A: HD Voice has an essential role whenever voice is used as the information exchange medium in a business process. While written media like text and email are usually clear, it’s not hard to confuse, for example, “FCC” with “SEC” when spoken in a conventional phone message. Many business processes don’t easily make allowances for errors and repeats, so the consequences can be severe. Any time information transfer via human speech is an important part of a business flow, HD Voice should be seriously considered to increase efficiency, improve speed, and reduce mistakes.

Q: What’s the best thing that could happen now to accelerate the adoption or demand for HD VoIP?

A: With increased business focus on distributed workforces and travel reduction, HD Voice plays a big role in keeping businesses well connected because it restores the “like being there” quality to informal conversations and formal discussions. We’re at an interesting point in the evolution of HD Voice. Compatible, standards-based technology exists, is openly available, and it is being deployed in numerous endpoints, service providers and networks, but full end-to-end connectivity is still building within the cloud. As vendors and service providers hear that their customers want HD Voice, they are accelerating its incorporation in their offerings; one way to help this happen is to just let your provider know that you want HD Voice.

Q: As a vendor, what’s the most important message about voice communications you’d like to see enterprises take away from our interview?

A: I think nobody’s going to argue that voice is a serious business communications tool, so the important things to remember are that HD Voice brings a major improvement in the quality and efficiency of this tool, and that HD Voice is cost-effective, reliable and interoperable, compatible with your VoIP network, and is available today. The bottom line is that we experience high definition audio and video in our daily lives, and we EXPECT it in our homes when we watch TV or listen to music, in entertainment venues such as sporting events, movie theatres, etc., and on the go with iPods, satellite radio, etc. So why not expect an HD experience at work?

Everyone agrees the HD experience is superior.

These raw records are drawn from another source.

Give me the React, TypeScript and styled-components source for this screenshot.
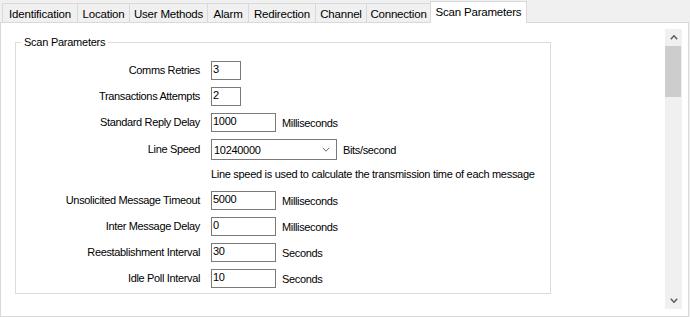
import React from "react";
import styled, { createGlobalStyle } from "styled-components";

const GlobalStyle = createGlobalStyle`
  html, body {
    margin: 0;
    padding: 0;
    background: #f0f0f0;
  }
  body {
    font-family: "Liberation Sans", Arial, sans-serif;
    font-size: 11px;
    color: #000;
  }
`;

const Window = styled.div`
  width: 690px;
  height: 317px;
  display: flex;
  flex-direction: column;
  background: #f0f0f0;
  overflow: hidden;
`;

const TabStrip = styled.div`
  display: flex;
  align-items: flex-end;
  height: 22px;
  padding-left: 2px;
  position: relative;
  z-index: 2;
`;

const Tab = styled.div<{ $w: number; $active?: boolean }>`
  box-sizing: border-box;
  width: ${(p) => p.$w}px;
  height: ${(p) => (p.$active ? 22 : 19)}px;
  margin-bottom: ${(p) => (p.$active ? -1 : 0)}px;
  border: 1px solid #d9d9d9;
  border-bottom: none;
  border-right: ${(p) => (p.$active ? "1px solid #d9d9d9" : "none")};
  background: ${(p) => (p.$active ? "#ffffff" : "#f0f0f0")};
  display: flex;
  justify-content: center;
  align-items: ${(p) => (p.$active ? "flex-start" : "center")};
  padding-top: ${(p) => (p.$active ? 4 : 1)}px;
  font-size: 11.5px;
  letter-spacing: -0.2px;
  white-space: nowrap;
  color: #000;
`;

const Panel = styled.div`
  box-sizing: border-box;
  width: 689px;
  height: 295px;
  border: 1px solid #d9d9d9;
  background: #ffffff;
  display: flex;
`;

const Content = styled.div`
  flex: 1;
  padding: 13px 0 0 14px;
`;

const GroupBox = styled.fieldset`
  box-sizing: border-box;
  width: 536px;
  margin: 0;
  padding: 12px 0 5px 5px;
  border: 1px solid #dcdcdc;
  min-width: 0;
`;

const Legend = styled.legend`
  padding: 0 3px;
  line-height: 13px;
  font-size: 11px;
  letter-spacing: -0.25px;
`;

const Rows = styled.div`
  display: flex;
  flex-direction: column;
  gap: 7px;
`;

const Row = styled.div<{ $h?: number }>`
  display: flex;
  align-items: center;
  height: ${(p) => p.$h ?? 19}px;
`;

const Label = styled.div`
  width: 179px;
  margin-right: 11px;
  text-align: right;
  white-space: nowrap;
  letter-spacing: -0.35px;
  line-height: 13px;
`;

const TextBox = styled.div<{ $w: number }>`
  box-sizing: border-box;
  width: ${(p) => p.$w}px;
  height: 19px;
  border: 1px solid #7a7a7a;
  background: #fff;
  padding: 1px 0 0 1px;
  line-height: 13px;
  letter-spacing: -0.3px;
`;

const Combo = styled.div`
  box-sizing: border-box;
  width: 126px;
  height: 21px;
  border: 1px solid #7a7a7a;
  background: #fff;
  display: flex;
  align-items: center;
  justify-content: space-between;
  padding: 0 6px 0 2px;
  letter-spacing: -0.3px;
`;

const Unit = styled.div`
  margin-left: 6px;
  white-space: nowrap;
  letter-spacing: -0.35px;
`;

const Note = styled.div`
  height: 17px;
  padding: 1px 0 0 190px;
  box-sizing: border-box;
  line-height: 13px;
  white-space: nowrap;
  letter-spacing: -0.3px;
`;

const ScrollBar = styled.div`
  width: 17px;
  margin: 6px 6px 7px 0;
  background: #f0f0f0;
  display: flex;
  flex-direction: column;
`;

const ScrollButton = styled.div`
  height: 17px;
  display: flex;
  align-items: center;
  justify-content: center;
`;

const Thumb = styled.div`
  height: 51px;
  margin: 0 1px 0 0;
  background: #cdcdcd;
`;

const Track = styled.div`
  flex: 1;
`;

const Chevron = ({ up, color = "#606060", w = 8, h = 5, sw = 1.6 }: { up?: boolean; color?: string; w?: number; h?: number; sw?: number }) => (
  <svg width={w} height={h} viewBox={`0 0 ${w} ${h}`}>
    <polyline
      points={up ? `0.8,${h - 0.8} ${w / 2},0.8 ${w - 0.8},${h - 0.8}` : `0.8,0.8 ${w / 2},${h - 0.8} ${w - 0.8},0.8`}
      fill="none"
      stroke={color}
      strokeWidth={sw}
    />
  </svg>
);

const tabs: { name: string; w: number; active?: boolean }[] = [
  { name: "Identification", w: 75 },
  { name: "Location", w: 52 },
  { name: "User Methods", w: 78 },
  { name: "Alarm", w: 41 },
  { name: "Redirection", w: 67 },
  { name: "Channel", w: 51 },
  { name: "Connection", w: 64 },
  { name: "Scan Parameters", w: 97, active: true },
];

type Field = { label: string; value: string; w: number; unit?: string };

const topFields: Field[] = [
  { label: "Comms Retries", value: "3", w: 30 },
  { label: "Transactions Attempts", value: "2", w: 30 },
  { label: "Standard Reply Delay", value: "1000", w: 65, unit: "Milliseconds" },
];

const bottomFields: Field[] = [
  { label: "Unsolicited Message Timeout", value: "5000", w: 65, unit: "Milliseconds" },
  { label: "Inter Message Delay", value: "0", w: 65, unit: "Milliseconds" },
  { label: "Reestablishment Interval", value: "30", w: 65, unit: "Seconds" },
  { label: "Idle Poll Interval", value: "10", w: 65, unit: "Seconds" },
];

const FieldRow = ({ f }: { f: Field }) => (
  <Row>
    <Label>{f.label}</Label>
    <TextBox $w={f.w}>{f.value}</TextBox>
    {f.unit && <Unit>{f.unit}</Unit>}
  </Row>
);

export default function App() {
  return (
    <>
      <GlobalStyle />
      <Window>
        <TabStrip>
          {tabs.map((t) => (
            <Tab key={t.name} $w={t.w} $active={t.active}>
              {t.name}
            </Tab>
          ))}
        </TabStrip>
        <Panel>
          <Content>
            <GroupBox>
              <Legend>Scan Parameters</Legend>
              <Rows>
                {topFields.map((f) => (
                  <FieldRow key={f.label} f={f} />
                ))}
                <Row $h={21}>
                  <Label>Line Speed</Label>
                  <Combo>
                    <span>10240000</span>
                    <Chevron color="#6d6d6d" w={8} h={5} sw={1} />
                  </Combo>
                  <Unit>Bits/second</Unit>
                </Row>
                <Note>Line speed is used to calculate the transmission time of each message</Note>
                {bottomFields.map((f) => (
                  <FieldRow key={f.label} f={f} />
                ))}
              </Rows>
            </GroupBox>
          </Content>
          <ScrollBar>
            <ScrollButton>
              <Chevron up />
            </ScrollButton>
            <Thumb />
            <Track />
            <ScrollButton>
              <Chevron />
            </ScrollButton>
          </ScrollBar>
        </Panel>
      </Window>
    </>
  );
}
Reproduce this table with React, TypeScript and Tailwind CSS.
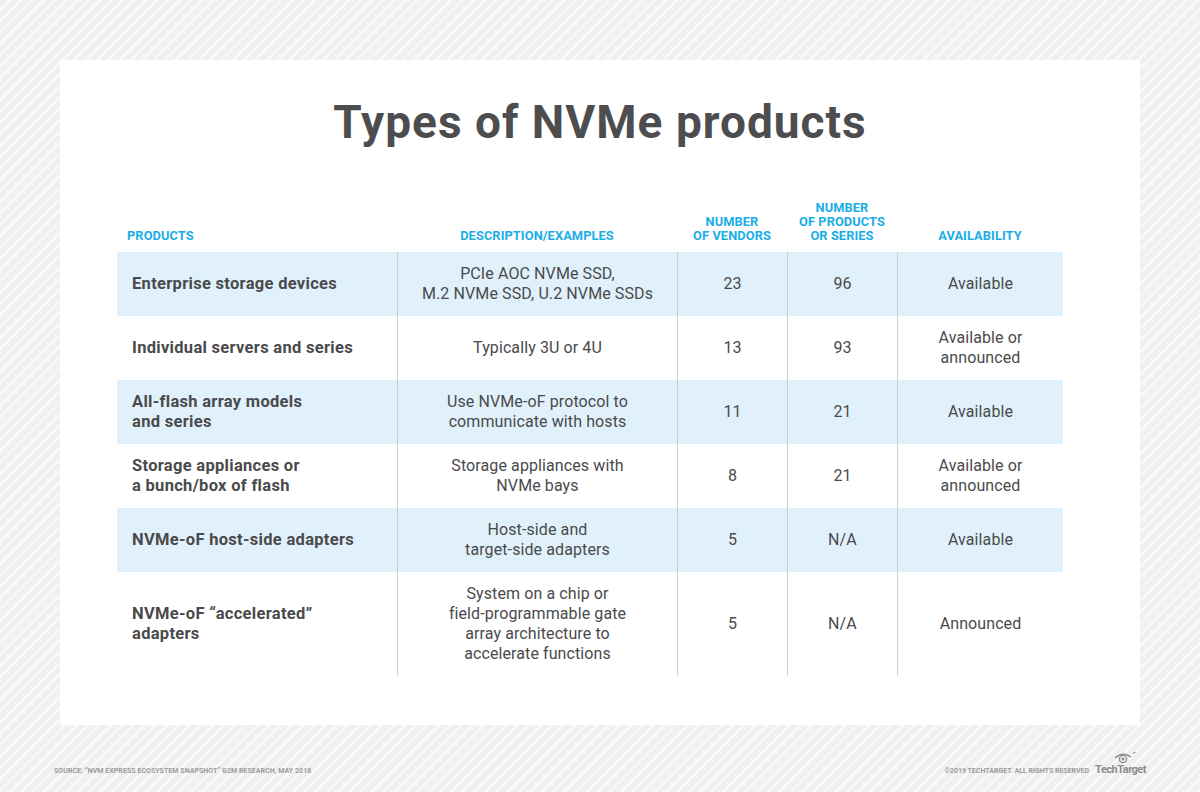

I think now it’s just a matter of the workplace catching up technologically with our lives outside the office. And this is a change in and of itself. It used to be that the newest, best technologies were only available at work. As a younger workforce enters the business world, this will change, and we’re very excited to be there to see and hear about these changes as they occur – all in HD, of course.

On the applications front, we’re also seeing some uptake and tremendous opportunity in the marketplace. If you look at how we use our mobile phones today, they are far more than voice devices. We use them for SMS, Web browsing and email. Polycom realizes that end users want their phones to offer more than just voice, and we’re making sure we offer that today with additional productivity enhancing apps coming soon. In the end, we just want to make it easier and faster for our customers to get the job done.